Frank J. Coppola, the 38-year-old ex-policeman convicted of murdering a Newport News woman, went to the death he had asked for tonight after a day of legal turnarounds in which his case was appealed to the highest court in the land.
His death at the penitentiary here came at 11:27 p.m. after 2,400 volts were applied to his body, which was strapped to the state's oak electric chair made by inmates 75 years ago. Six unidentified witnesses watched from a glass-paneled cubicle.
Coppola was dead 27 minutes past the time originally set for his execution and almost exactly an hour after the U.S. Supreme Court in Washington cleared the way by approving a last-minute appeal by Virginia officials.
Five minutes later, Raymond K. Procunier, state director of corrections, told newsmen gathered in front of the floodlit prison: "Pursuant to an order of the Circuit Court of the City of Newport News, Frank J. Coppola has been executed in the manner prescribed by law. Out of respect to the family of the deceased I will make no further comment on the proceedings."

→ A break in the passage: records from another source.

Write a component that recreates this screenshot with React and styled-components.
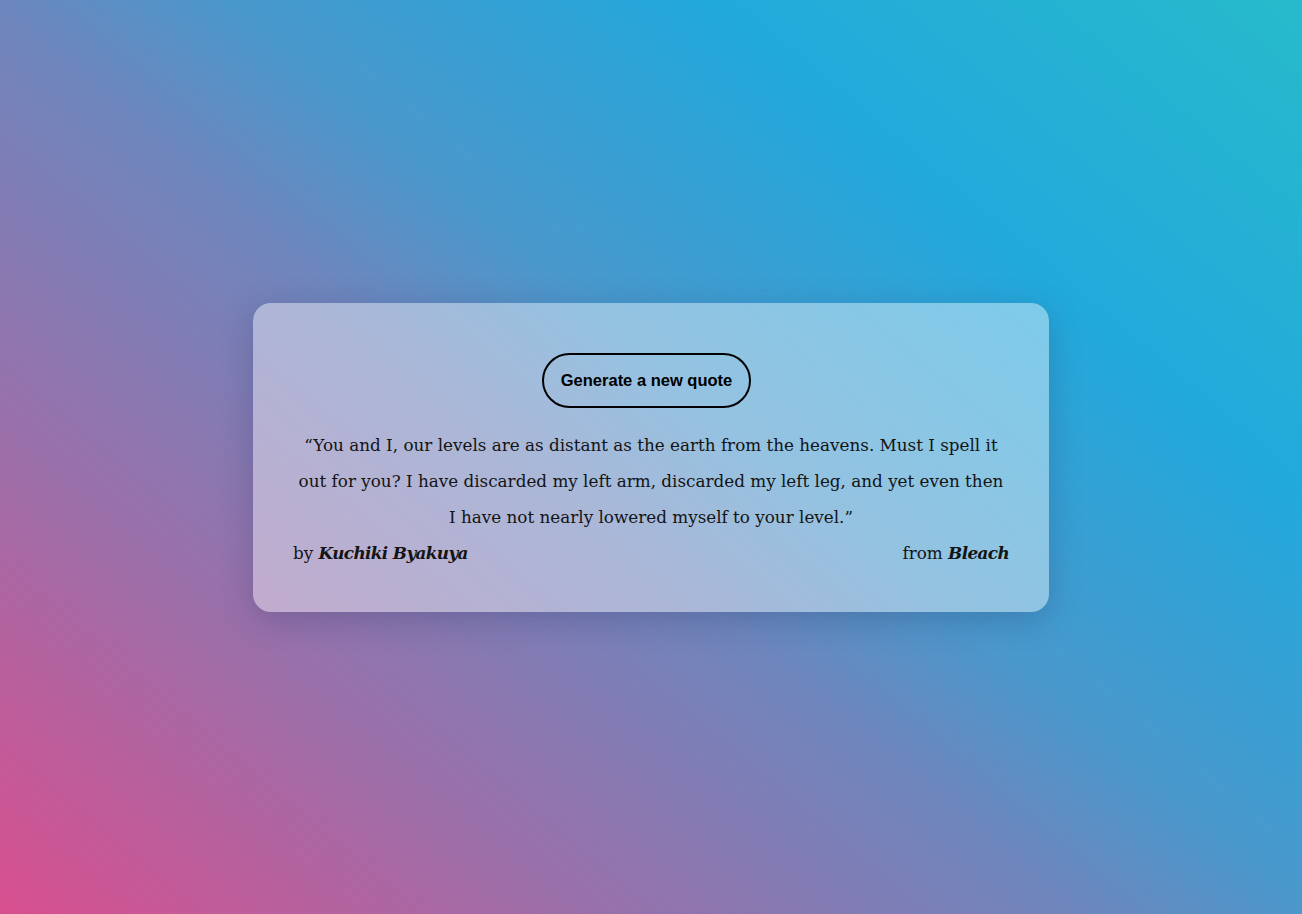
import React from 'react';
import styled, { createGlobalStyle } from 'styled-components';

const GlobalStyle = createGlobalStyle`
  html, body {
    margin: 0;
    padding: 0;
  }
  body {
    font-family: "DejaVu Serif", serif;
  }
`;

const Page = styled.div`
  min-height: 914px;
  width: 100%;
  display: flex;
  align-items: center;
  justify-content: center;
  background: linear-gradient(
    40deg,
    #d94f8f 0%,
    #9d6ea8 23%,
    #6e86bd 45%,
    #4a98cc 55%,
    #22a9dc 75%,
    #27bacb 100%
  );
`;

const Card = styled.div`
  width: 796px;
  box-sizing: border-box;
  padding: 50px 40px 41px;
  border-radius: 18px;
  background: rgba(255, 255, 255, 0.41);
  box-shadow: 0 8px 32px rgba(30, 40, 90, 0.25);
  display: flex;
  flex-direction: column;
  align-items: center;
  color: #141414;
`;

const Button = styled.button`
  height: 55px;
  margin-right: 9px;
  padding: 0 17px;
  border: 2px solid #000;
  border-radius: 28px;
  background: transparent;
  font-family: "Liberation Sans", Arial, sans-serif;
  font-weight: bold;
  font-size: 16.5px;
  color: #000;
  cursor: pointer;
`;

const Quote = styled.p`
  margin: 19px 0 0;
  text-align: center;
  font-size: 16.8px;
  line-height: 36px;
`;

const Footer = styled.div`
  width: 100%;
  display: flex;
  justify-content: space-between;
  font-size: 16.8px;
  line-height: 36px;

  b {
    font-style: italic;
    letter-spacing: -0.6px;
  }
`;

export default function App() {
  return (
    <>
      <GlobalStyle />
      <Page>
        <Card>
          <Button>Generate a new quote</Button>
          <Quote>
            “You and I, our levels are as distant as the earth from the heavens. Must I spell it out for you? I have discarded my left arm, discarded my left leg, and yet even then I have not nearly lowered myself to your level.”
          </Quote>
          <Footer>
            <span>by <b>Kuchiki Byakuya</b></span>
            <span>from <b>Bleach</b></span>
          </Footer>
        </Card>
      </Page>
    </>
  );
}
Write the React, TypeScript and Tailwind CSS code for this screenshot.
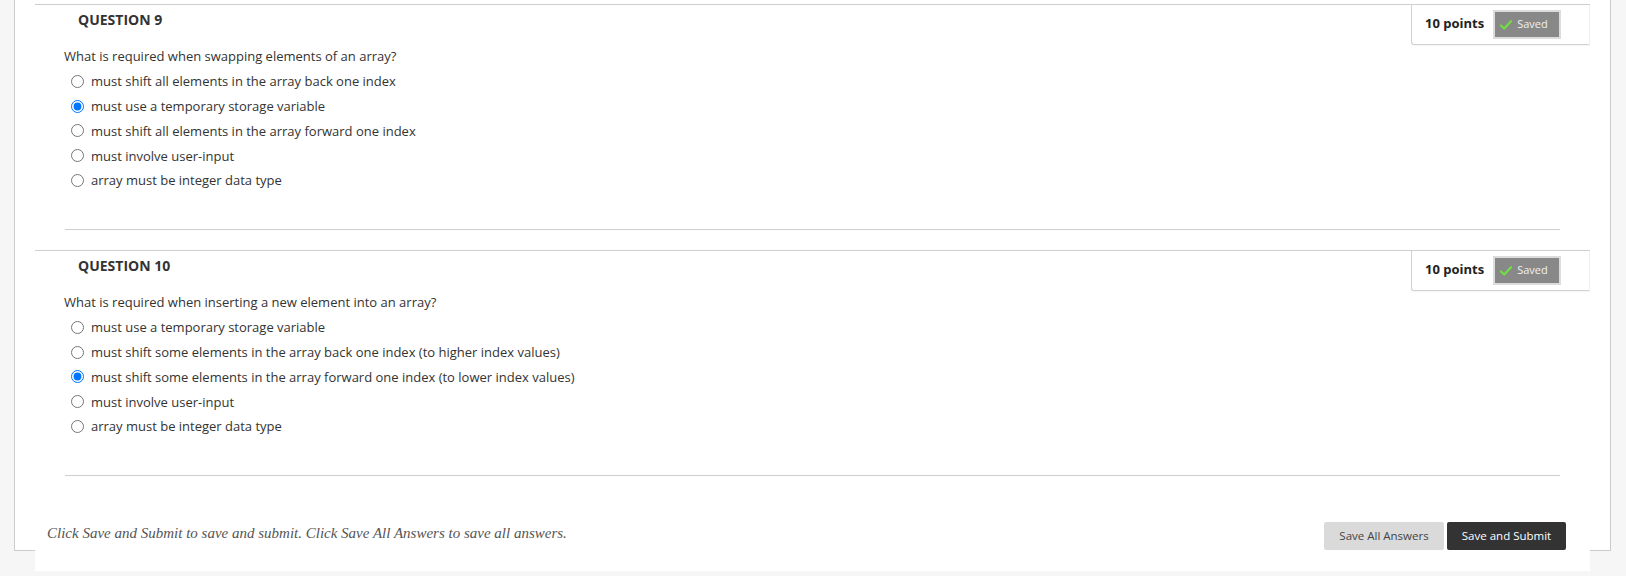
const questions = [
  {
    num: 9,
    text: "What is required when swapping elements of an array?",
    options: [
      "must shift all elements in the array back one index",
      "must use a temporary storage variable",
      "must shift all elements in the array forward one index",
      "must involve user-input",
      "array must be integer data type",
    ],
    answer: 1,
  },
  {
    num: 10,
    text: "What is required when inserting a new element into an array?",
    options: [
      "must use a temporary storage variable",
      "must shift some elements in the array back one index (to higher index values)",
      "must shift some elements in the array forward one index (to lower index values)",
      "must involve user-input",
      "array must be integer data type",
    ],
    answer: 2,
  },
];

function SavedBadge() {
  return (
    <div className="flex h-[29px] w-[68px] items-center border-2 border-[#dcdcdc] bg-[#888888] pl-[5px]">
      <svg width="12" height="10" viewBox="0 0 12 10" className="mr-[5px]">
        <path d="M1 5.5 L4.2 8.5 L11 1.2" fill="none" stroke="#6ee03f" strokeWidth="2.2" strokeLinecap="round" strokeLinejoin="round" />
      </svg>
      <span className="text-[11px] text-[#f0f0f0]">Saved</span>
    </div>
  );
}

function Question({ q }: { q: (typeof questions)[number] }) {
  return (
    <div className="h-[246px] border-t border-[#cfcfcf]">
      <div className="flex items-start justify-between">
        <h3 className="pl-[43px] pt-[6px] text-[14px] leading-[18px] font-bold text-[#333]">
          QUESTION {q.num}
        </h3>
        <div className="flex h-[40px] w-[179px] items-center rounded-bl-[3px] border-b border-l border-r border-[#d2d2d2] border-r-[#f0f0f0] pl-[13px] shadow-[0_1px_1px_rgba(0,0,0,0.04)]">
          <span className="mr-[9px] -mt-[2px] text-[13px] font-bold text-[#222]">10 points</span>
          <SavedBadge />
        </div>
      </div>
      <p className="mt-[2px] pl-[29px] text-[13px] leading-[18px] text-[#333]">{q.text}</p>
      <div className="mt-[4px] pl-[36px]">
        {q.options.map((opt, i) => (
          <label key={i} className="flex h-[24.75px] items-center">
            <input
              type="radio"
              name={`q${q.num}`}
              defaultChecked={i === q.answer}
              className="h-[13px] w-[13px] shrink-0"
            />
            <span className="ml-[7px] text-[13px] leading-[18px] text-[#333]">{opt}</span>
          </label>
        ))}
      </div>
      <div className="mt-[36px] ml-[30px] mr-[30px] border-t border-[#cfcfcf]" />
    </div>
  );
}

export default function App() {
  return (
    <div className="h-[576px] w-[1626px] overflow-hidden bg-[#f6f6f6] font-['Open_Sans',sans-serif]">
      <div className="ml-[14px] w-[1597px] border-b border-l border-r border-[#cccccc] bg-white pt-[4px]">
        <div className="ml-[20px] w-[1555px]">
          {questions.map((q) => (
            <Question key={q.num} q={q} />
          ))}
        </div>
        <div className="h-[54px]" />
      </div>
      <div className="relative z-10 -mt-[55px] ml-[35px] flex h-[75px] w-[1555px] items-center justify-between bg-white pl-[12px] pr-[24px]">
        <p className="font-['Liberation_Serif',serif] text-[15px] italic text-[#555]">
          Click Save and Submit to save and submit. Click Save All Answers to save all answers.
        </p>
        <div className="mt-[4px] flex gap-[3px]">
          <button className="h-[28px] w-[120px] rounded-[2px] bg-[#dadada] text-[11.5px] text-[#444]">
            Save All Answers
          </button>
          <button className="h-[28px] w-[119px] rounded-[2px] bg-[#333333] text-[11.5px] text-white">
            Save and Submit
          </button>
        </div>
      </div>
    </div>
  );
}
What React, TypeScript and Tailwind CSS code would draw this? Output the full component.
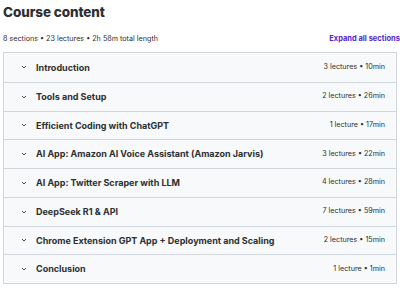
import React from 'react';

const sections = [
  { title: 'Introduction', meta: '3 lectures • 10min' },
  { title: 'Tools and Setup', meta: '2 lectures • 26min' },
  { title: 'Efficient Coding with ChatGPT', meta: '1 lecture • 17min' },
  { title: 'AI App: Amazon AI Voice Assistant (Amazon Jarvis)', meta: '3 lectures • 22min' },
  { title: 'AI App: Twitter Scraper with LLM', meta: '4 lectures • 28min' },
  { title: 'DeepSeek R1 & API', meta: '7 lectures • 59min' },
  { title: 'Chrome Extension GPT App + Deployment and Scaling', meta: '2 lectures • 15min' },
  { title: 'Conclusion', meta: '1 lecture • 1min' },
];

function Chevron() {
  return (
    <svg width="6" height="6" viewBox="0 0 24 24" fill="none" stroke="#2d2f31" strokeWidth="3.5" strokeLinecap="round" strokeLinejoin="round">
      <path d="M5 9l7 7 7-7" />
    </svg>
  );
}

export default function App() {
  return (
    <div className="w-[400px] h-[292px] overflow-hidden bg-white text-[#2d2f31]" style={{ fontFamily: 'Inter, "Liberation Sans", sans-serif' }}>
      {/* Header */}
      <h2 className="pl-[3px] pt-[2px] text-[13.5px] leading-[20px] font-extrabold tracking-[-0.1px]">Course content</h2>
      <div className="flex items-center justify-between pl-[3px] mt-[11px] h-[12px]">
        <span className="text-[7.2px] text-[#2d2f31]">8 sections • 23 lectures • 2h 58m total length</span>
        <span className="text-[7.5px] font-bold text-[#5624d0] whitespace-nowrap">Expand all sections</span>
      </div>

      {/* Section list */}
      <div className="ml-[3px] mr-[3px] mt-[7px] border border-[#d1d7dc]">
        {sections.map((s, i) => (
          <div
            key={s.title}
            className={`flex items-center h-[28.75px] bg-[#f7f9fa] pl-[17px] pr-[11px] ${i > 0 ? 'border-t border-[#d1d7dc]' : ''}`}
          >
            <Chevron />
            <span className="ml-[9px] text-[9px] font-bold whitespace-nowrap">{s.title}</span>
            <span className="ml-auto text-[7.2px] text-[#2d2f31] whitespace-nowrap">{s.meta}</span>
          </div>
        ))}
      </div>
    </div>
  );
}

At midnight, Gov. Charles S. Robb, issued a statement calling the decision not to interfere in Coppolla's execution "the most difficult and emotionally draining decision I have had to make as governor . . . . " In the statement, read by Robb's press secretary, he said he had conducted an exhaustive review of every aspect of the case, Coppola's appeals and previous record. "I am satisfied beyond any reasonable doubt that the sentence carried out in this case has upheld the law."
Earlier today Robb had participated with State Attorney General Gerald Baliles in the decision to go to the Supreme Court to seek permission for the execution. Tonight while waiting for the court's ruling, the governor met privately with Baliles, an assistant, and members of the attorney general's office. The atmosphere was "businesslike," according to Robb spokesman George Stoddart. A phone line stayed open between the governor's office and the penitentiary before, during and immediately after the execution, Stoddart said.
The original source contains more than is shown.